→ **Task instructions**
Using the listing below, please gather every line containing the word "code".

**** Input

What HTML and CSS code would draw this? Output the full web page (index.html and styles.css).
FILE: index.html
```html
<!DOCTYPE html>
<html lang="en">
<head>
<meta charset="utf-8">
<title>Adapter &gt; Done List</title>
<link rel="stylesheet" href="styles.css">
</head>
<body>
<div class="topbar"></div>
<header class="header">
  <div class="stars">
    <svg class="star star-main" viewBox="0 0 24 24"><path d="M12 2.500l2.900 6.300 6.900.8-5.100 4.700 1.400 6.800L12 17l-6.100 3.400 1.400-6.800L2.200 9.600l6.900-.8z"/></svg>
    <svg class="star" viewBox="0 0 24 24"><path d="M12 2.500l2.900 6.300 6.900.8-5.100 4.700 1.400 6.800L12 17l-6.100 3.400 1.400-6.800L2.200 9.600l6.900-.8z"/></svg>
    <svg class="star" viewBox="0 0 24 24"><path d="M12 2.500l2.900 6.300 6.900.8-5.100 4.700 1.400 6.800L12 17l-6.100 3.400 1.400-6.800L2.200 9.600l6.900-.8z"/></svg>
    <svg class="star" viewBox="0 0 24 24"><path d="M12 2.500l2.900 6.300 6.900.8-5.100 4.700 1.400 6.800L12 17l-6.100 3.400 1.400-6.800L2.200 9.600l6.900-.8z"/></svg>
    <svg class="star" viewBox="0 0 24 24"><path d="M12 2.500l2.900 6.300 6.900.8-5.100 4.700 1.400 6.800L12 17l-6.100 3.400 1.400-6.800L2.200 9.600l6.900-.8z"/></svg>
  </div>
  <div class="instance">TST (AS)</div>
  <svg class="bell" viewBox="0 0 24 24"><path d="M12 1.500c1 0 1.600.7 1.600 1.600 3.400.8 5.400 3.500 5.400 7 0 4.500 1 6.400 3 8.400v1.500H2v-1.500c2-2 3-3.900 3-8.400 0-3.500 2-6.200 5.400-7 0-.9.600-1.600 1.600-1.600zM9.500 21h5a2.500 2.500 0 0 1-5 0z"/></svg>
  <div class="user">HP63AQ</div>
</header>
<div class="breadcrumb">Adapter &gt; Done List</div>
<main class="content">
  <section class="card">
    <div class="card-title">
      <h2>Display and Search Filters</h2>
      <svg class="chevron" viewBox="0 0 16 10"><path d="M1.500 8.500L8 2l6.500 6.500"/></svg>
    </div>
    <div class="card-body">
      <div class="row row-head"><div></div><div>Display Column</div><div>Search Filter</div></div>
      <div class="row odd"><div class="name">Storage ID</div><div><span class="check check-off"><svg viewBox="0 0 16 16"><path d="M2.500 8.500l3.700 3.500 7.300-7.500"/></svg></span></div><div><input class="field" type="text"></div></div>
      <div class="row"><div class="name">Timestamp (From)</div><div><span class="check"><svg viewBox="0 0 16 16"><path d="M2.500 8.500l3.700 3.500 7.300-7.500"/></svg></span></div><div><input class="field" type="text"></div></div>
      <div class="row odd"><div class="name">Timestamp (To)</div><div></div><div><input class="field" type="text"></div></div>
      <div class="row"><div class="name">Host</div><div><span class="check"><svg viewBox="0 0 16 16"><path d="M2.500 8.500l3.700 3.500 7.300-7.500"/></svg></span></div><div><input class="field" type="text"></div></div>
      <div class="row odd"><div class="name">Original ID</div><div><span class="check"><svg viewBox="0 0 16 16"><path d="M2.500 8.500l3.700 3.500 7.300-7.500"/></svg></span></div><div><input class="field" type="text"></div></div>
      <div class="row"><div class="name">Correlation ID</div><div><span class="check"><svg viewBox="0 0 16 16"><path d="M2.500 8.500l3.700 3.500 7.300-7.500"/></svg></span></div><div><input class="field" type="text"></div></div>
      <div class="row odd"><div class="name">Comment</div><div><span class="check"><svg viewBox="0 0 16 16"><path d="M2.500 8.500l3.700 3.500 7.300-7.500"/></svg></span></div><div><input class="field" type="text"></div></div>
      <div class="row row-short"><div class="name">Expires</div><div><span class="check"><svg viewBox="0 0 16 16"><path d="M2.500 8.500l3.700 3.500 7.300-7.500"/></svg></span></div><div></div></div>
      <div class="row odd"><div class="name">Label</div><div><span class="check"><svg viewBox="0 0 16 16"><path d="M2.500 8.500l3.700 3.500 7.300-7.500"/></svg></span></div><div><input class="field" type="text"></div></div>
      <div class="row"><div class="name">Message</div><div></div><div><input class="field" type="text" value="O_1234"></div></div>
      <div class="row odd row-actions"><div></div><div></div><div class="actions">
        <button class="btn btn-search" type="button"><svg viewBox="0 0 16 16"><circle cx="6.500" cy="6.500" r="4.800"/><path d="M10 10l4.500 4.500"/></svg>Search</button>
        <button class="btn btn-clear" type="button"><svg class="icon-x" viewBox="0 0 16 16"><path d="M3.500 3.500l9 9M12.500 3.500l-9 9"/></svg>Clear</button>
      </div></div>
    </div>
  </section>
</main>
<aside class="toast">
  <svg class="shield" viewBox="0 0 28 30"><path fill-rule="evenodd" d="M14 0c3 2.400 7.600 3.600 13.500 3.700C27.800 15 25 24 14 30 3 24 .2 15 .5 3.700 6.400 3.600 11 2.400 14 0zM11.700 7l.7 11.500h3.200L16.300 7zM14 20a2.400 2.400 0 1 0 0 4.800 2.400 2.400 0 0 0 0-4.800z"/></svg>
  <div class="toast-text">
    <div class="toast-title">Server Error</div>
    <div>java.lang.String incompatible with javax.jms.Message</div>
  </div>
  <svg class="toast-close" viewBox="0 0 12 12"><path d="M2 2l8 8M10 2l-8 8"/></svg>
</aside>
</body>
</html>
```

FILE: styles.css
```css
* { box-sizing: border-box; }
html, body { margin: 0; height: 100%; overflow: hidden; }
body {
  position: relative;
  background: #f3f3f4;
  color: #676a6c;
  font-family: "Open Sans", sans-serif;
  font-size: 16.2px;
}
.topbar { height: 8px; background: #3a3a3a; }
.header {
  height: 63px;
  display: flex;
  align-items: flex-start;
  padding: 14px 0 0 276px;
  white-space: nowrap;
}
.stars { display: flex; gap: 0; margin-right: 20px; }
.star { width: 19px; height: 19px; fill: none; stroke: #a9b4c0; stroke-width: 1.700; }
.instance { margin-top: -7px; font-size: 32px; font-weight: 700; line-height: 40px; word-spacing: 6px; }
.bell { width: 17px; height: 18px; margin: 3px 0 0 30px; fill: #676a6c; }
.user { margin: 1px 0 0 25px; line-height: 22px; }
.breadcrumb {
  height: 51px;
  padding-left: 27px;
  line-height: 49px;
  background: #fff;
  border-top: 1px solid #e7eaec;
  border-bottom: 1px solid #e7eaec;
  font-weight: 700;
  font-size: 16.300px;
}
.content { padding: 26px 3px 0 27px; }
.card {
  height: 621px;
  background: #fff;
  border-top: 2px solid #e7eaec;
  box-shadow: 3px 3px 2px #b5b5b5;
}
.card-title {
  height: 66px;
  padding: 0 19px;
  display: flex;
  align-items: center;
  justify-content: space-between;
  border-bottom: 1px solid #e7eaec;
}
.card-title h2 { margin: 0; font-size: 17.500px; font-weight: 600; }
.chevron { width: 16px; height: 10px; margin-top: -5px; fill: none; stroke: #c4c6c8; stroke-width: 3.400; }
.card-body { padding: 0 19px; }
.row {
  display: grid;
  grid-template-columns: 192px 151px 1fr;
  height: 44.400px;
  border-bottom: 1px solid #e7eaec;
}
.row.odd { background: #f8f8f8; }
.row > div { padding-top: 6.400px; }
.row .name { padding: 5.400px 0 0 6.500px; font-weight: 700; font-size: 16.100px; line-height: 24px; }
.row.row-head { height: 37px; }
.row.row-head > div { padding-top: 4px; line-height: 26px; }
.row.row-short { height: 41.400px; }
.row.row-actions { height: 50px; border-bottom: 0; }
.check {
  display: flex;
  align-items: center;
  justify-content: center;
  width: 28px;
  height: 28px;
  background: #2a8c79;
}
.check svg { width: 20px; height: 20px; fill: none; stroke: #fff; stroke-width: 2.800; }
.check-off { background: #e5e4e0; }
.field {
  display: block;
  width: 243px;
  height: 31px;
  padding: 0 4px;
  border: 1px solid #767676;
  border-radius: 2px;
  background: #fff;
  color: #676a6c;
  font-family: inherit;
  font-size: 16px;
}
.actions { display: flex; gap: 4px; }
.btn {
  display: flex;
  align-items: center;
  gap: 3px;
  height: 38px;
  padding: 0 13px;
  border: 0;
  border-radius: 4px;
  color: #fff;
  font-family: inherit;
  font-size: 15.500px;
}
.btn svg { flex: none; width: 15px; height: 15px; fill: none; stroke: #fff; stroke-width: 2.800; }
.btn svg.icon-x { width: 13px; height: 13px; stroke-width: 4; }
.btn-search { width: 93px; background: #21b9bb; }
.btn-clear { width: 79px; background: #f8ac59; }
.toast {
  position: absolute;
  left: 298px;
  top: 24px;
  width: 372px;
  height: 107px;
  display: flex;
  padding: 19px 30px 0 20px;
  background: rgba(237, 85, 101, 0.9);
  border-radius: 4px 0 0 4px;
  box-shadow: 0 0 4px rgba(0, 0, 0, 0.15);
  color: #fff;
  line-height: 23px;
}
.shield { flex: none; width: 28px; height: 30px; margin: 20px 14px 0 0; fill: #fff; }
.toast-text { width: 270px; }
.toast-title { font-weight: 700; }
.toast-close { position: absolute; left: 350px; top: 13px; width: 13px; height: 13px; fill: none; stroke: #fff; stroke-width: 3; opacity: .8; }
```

********
**** Input

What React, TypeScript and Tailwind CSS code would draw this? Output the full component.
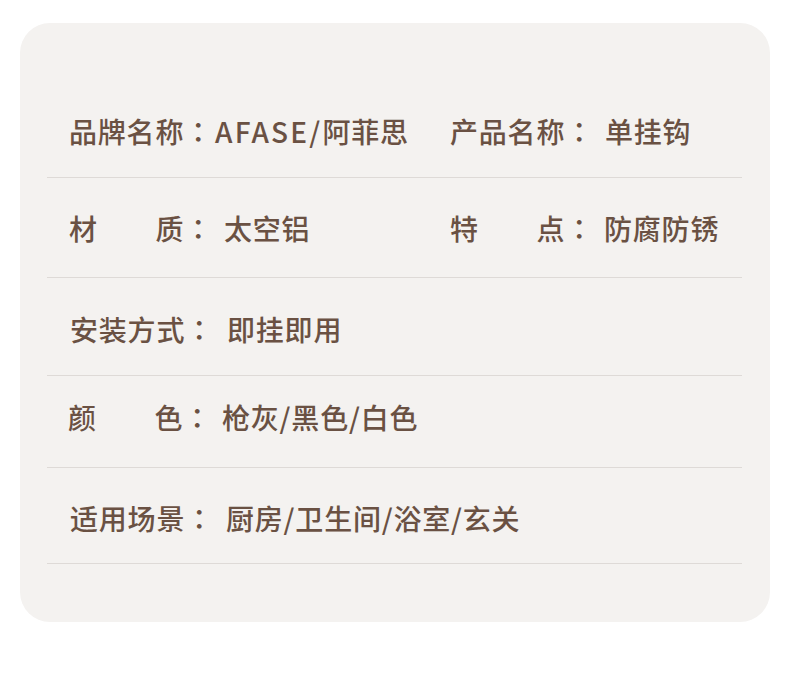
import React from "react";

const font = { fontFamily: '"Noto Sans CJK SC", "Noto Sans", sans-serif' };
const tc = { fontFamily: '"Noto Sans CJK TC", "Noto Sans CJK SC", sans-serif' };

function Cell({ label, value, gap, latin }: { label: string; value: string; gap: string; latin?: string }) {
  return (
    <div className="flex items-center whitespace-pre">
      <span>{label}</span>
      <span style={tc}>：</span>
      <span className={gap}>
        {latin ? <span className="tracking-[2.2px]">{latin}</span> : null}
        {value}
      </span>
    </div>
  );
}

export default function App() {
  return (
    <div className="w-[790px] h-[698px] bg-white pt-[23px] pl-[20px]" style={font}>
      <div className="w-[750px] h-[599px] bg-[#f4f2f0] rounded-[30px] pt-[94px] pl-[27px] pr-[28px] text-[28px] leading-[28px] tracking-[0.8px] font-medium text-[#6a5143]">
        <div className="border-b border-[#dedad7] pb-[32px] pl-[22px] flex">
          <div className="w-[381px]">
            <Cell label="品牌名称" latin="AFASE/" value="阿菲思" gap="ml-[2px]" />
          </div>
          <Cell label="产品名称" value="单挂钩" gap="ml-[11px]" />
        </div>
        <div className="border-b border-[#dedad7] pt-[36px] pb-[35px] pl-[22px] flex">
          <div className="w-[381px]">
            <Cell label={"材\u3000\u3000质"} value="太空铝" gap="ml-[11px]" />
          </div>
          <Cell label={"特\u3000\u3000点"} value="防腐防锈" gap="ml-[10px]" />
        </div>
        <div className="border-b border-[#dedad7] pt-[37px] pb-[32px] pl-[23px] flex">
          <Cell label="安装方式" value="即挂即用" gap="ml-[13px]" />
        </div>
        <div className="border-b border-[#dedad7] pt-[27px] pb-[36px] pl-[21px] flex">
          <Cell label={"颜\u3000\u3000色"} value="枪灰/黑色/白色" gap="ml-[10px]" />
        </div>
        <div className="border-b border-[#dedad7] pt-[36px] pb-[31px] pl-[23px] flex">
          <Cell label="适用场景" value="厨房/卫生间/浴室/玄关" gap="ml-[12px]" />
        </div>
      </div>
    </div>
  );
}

********
**** Input

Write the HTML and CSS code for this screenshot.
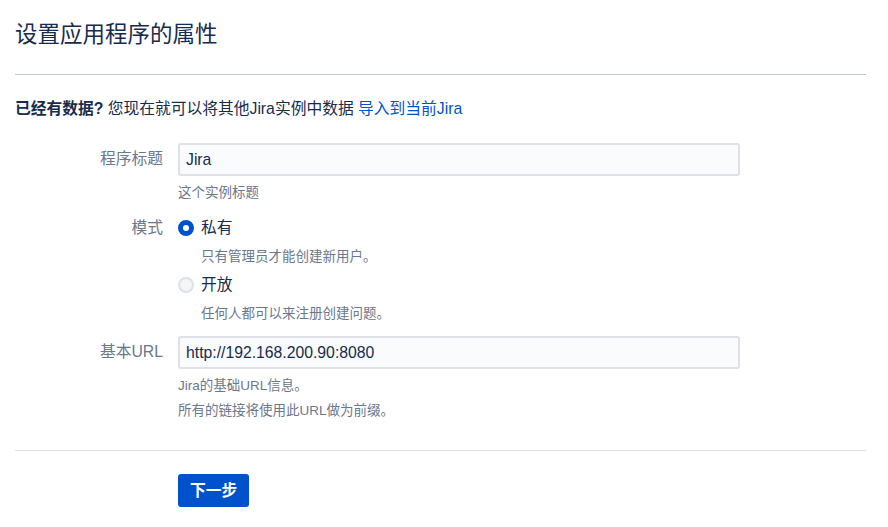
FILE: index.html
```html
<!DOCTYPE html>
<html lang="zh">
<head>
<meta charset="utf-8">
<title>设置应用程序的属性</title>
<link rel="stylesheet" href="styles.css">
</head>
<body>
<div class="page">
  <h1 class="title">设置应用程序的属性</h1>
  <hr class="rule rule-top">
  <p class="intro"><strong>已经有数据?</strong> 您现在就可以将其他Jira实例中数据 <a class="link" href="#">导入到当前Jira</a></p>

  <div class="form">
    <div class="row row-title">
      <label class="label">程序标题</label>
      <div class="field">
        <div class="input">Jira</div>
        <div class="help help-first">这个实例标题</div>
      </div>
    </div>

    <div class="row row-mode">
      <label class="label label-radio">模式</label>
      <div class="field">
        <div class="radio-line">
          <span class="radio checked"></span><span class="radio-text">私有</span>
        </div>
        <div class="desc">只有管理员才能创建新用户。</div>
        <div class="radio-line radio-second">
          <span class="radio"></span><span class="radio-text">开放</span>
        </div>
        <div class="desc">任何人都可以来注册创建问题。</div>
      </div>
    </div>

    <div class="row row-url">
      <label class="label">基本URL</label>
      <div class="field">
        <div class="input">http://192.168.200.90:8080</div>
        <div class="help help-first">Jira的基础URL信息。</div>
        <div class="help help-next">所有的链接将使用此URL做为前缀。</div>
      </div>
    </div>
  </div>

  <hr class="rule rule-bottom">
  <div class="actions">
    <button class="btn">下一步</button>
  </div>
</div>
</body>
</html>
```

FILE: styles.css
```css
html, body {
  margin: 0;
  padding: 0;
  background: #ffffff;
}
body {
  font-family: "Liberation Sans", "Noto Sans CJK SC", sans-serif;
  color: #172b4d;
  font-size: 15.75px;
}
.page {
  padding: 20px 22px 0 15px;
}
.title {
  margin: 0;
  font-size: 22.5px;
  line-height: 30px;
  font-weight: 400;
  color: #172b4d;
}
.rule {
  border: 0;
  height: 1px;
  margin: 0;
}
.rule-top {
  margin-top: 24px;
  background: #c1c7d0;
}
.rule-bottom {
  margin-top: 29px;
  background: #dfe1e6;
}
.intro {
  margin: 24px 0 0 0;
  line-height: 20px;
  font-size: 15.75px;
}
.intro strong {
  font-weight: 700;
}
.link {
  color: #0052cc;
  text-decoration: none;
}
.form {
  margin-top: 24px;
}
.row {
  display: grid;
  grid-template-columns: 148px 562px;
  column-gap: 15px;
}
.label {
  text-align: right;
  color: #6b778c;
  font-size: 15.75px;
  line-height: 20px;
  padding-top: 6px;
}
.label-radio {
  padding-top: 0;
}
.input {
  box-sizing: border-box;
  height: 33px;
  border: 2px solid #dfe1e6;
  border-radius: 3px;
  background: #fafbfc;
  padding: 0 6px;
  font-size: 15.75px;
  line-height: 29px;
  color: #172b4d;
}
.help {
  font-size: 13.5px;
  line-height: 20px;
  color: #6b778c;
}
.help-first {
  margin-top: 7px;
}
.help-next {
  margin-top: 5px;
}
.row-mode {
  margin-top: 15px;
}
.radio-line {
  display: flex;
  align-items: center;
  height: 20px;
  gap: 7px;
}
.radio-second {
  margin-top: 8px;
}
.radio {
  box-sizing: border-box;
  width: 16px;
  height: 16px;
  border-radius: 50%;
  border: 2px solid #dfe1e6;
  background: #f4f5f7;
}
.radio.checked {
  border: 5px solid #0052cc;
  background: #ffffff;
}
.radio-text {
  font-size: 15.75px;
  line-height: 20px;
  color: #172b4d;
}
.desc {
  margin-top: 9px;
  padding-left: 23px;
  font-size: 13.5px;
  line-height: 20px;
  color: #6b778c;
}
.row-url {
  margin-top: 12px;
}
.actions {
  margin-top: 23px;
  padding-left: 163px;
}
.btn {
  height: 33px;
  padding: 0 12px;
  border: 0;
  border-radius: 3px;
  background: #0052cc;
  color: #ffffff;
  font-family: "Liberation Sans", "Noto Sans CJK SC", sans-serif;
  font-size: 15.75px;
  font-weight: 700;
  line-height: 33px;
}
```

********

→ **Full answer**
What HTML and CSS code would draw this? Output the full web page (index.html and styles.css).
What React, TypeScript and Tailwind CSS code would draw this? Output the full component.
Write the HTML and CSS code for this screenshot.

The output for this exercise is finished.